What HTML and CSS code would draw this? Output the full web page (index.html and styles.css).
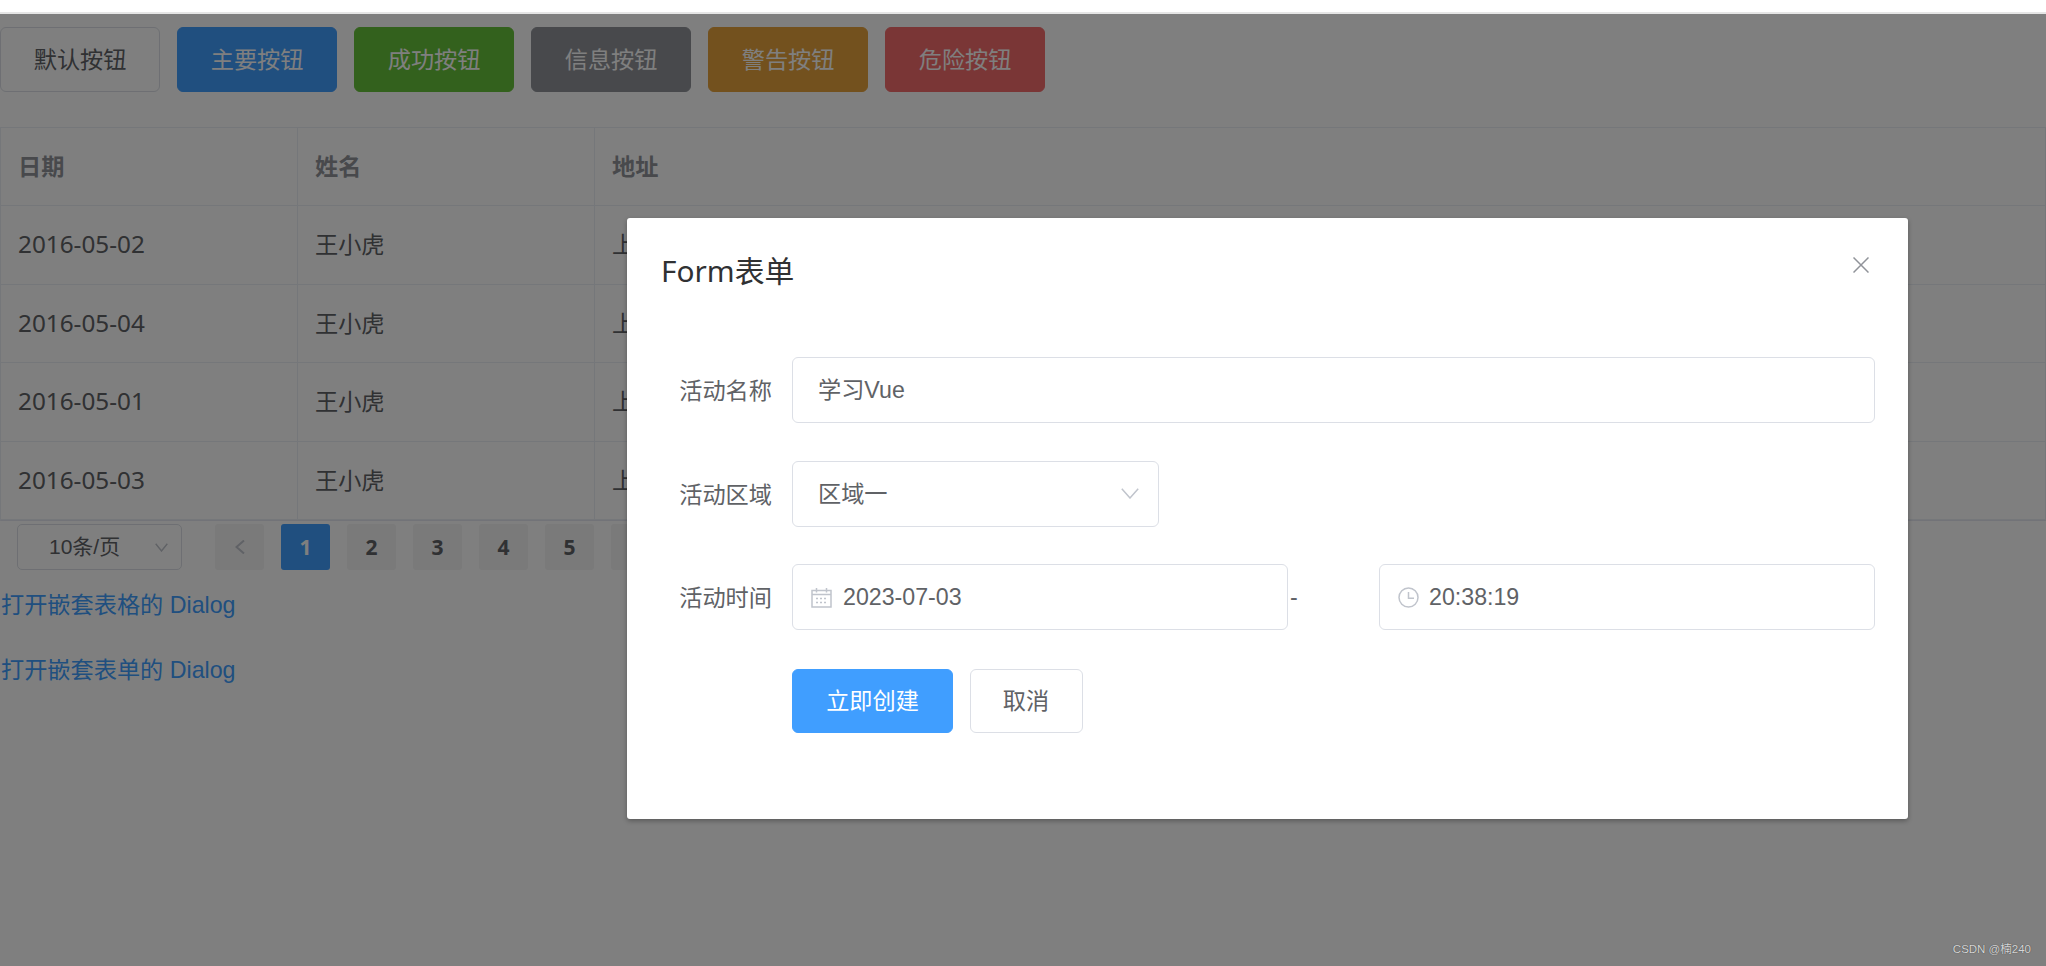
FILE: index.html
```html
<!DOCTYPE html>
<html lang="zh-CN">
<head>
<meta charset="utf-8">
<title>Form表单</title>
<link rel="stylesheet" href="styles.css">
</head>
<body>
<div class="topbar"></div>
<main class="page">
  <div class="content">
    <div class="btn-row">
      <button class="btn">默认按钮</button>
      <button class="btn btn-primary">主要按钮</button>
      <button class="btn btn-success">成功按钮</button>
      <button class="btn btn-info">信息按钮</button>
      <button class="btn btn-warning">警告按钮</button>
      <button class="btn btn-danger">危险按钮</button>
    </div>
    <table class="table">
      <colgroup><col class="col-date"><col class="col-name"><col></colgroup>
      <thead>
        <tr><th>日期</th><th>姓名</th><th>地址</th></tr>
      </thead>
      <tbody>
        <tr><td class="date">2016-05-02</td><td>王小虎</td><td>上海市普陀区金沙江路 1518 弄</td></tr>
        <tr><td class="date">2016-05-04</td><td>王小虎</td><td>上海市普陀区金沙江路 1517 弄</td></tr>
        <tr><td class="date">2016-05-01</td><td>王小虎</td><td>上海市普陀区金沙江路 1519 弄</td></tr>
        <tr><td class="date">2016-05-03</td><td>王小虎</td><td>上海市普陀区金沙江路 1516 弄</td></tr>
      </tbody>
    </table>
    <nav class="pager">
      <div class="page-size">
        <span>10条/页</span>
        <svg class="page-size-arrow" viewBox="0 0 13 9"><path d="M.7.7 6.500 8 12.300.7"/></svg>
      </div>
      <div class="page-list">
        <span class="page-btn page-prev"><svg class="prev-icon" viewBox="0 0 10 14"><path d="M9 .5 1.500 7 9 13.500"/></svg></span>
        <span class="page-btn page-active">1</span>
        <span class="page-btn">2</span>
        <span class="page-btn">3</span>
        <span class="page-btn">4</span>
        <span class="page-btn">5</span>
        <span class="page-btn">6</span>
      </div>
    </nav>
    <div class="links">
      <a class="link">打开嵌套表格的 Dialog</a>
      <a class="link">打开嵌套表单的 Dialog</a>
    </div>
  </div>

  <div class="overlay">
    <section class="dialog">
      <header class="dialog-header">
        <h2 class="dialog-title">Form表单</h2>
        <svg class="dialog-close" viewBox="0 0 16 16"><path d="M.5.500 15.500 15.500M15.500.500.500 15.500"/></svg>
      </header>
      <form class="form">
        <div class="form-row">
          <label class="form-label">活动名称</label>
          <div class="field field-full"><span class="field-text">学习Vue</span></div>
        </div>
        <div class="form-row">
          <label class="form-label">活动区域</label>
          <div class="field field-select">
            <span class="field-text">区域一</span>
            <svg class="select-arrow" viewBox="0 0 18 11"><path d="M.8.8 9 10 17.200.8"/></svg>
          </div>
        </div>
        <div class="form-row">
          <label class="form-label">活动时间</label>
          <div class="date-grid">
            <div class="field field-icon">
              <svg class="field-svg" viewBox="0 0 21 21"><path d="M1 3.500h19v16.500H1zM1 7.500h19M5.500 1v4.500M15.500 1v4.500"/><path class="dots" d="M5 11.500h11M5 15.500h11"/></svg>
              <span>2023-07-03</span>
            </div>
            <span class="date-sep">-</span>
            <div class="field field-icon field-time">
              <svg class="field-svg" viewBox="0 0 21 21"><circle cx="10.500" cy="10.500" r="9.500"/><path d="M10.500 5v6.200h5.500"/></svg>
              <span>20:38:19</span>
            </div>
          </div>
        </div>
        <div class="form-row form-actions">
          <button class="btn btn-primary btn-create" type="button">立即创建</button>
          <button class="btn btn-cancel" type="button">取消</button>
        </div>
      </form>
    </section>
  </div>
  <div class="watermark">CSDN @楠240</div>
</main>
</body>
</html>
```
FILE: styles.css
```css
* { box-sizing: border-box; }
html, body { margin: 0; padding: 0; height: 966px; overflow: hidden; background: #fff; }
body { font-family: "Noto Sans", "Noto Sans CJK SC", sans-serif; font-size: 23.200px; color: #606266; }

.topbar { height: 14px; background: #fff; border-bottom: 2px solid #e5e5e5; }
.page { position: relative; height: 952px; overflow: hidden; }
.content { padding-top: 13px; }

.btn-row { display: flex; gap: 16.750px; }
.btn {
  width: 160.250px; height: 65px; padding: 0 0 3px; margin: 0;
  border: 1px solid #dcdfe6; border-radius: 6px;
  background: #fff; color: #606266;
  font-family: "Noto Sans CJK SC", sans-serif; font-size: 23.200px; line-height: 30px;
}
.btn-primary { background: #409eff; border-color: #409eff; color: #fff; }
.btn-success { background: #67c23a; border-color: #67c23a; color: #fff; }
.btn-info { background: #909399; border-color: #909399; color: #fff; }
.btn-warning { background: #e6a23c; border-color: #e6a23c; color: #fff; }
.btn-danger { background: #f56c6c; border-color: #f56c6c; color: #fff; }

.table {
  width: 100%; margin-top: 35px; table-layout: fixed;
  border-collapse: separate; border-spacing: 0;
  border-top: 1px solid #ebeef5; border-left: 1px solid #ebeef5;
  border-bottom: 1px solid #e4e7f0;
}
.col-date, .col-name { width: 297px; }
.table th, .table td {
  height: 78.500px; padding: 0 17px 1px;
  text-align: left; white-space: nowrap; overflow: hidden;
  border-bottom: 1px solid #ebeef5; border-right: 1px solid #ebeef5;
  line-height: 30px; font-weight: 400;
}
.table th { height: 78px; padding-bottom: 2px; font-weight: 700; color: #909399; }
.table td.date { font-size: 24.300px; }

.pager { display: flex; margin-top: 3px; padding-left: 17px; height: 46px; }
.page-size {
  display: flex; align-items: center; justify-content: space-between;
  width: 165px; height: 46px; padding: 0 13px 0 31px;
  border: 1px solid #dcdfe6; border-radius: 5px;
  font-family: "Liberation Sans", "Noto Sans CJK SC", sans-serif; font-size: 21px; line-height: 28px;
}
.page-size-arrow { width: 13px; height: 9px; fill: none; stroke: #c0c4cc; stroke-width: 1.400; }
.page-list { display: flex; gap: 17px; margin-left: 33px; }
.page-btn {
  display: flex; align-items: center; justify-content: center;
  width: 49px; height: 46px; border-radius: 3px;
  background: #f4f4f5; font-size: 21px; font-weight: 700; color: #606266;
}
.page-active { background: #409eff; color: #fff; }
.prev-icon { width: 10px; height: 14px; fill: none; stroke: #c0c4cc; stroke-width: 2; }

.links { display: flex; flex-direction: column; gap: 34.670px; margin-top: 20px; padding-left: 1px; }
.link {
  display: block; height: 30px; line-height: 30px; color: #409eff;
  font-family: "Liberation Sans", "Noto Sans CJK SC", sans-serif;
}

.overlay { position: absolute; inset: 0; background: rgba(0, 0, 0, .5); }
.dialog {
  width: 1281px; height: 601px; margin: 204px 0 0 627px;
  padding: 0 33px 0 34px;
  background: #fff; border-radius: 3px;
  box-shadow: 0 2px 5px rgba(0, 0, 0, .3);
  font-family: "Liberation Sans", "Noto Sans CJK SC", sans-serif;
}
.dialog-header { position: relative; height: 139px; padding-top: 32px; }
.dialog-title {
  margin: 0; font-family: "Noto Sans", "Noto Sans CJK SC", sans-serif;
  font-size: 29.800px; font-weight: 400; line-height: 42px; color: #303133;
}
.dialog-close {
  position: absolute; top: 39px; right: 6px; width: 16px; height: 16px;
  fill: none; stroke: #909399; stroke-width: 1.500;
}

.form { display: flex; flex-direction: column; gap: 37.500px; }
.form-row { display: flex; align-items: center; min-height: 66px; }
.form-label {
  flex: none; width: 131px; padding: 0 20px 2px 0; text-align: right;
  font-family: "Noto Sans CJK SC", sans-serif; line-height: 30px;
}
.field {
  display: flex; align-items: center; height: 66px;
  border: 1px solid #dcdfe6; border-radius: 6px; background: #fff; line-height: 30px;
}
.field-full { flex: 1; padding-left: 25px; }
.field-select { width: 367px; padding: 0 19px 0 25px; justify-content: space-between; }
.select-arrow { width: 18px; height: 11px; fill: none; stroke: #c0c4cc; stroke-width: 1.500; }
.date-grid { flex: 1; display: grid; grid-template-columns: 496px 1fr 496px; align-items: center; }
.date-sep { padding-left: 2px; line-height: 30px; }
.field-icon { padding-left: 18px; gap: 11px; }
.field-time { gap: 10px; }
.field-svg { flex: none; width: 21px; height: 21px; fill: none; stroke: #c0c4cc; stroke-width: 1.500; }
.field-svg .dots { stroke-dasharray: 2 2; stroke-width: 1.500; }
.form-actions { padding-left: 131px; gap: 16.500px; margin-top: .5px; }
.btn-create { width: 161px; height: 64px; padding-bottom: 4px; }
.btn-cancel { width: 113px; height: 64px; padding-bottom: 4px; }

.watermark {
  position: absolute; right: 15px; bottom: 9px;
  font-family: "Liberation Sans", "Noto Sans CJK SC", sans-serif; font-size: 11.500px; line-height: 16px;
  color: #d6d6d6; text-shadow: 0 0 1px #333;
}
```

-*-*-

## Set exercise
Extract all lines that hold the word "index".

## Output
What HTML and CSS code would draw this? Output the full web page (index.html and styles.css).
FILE: index.html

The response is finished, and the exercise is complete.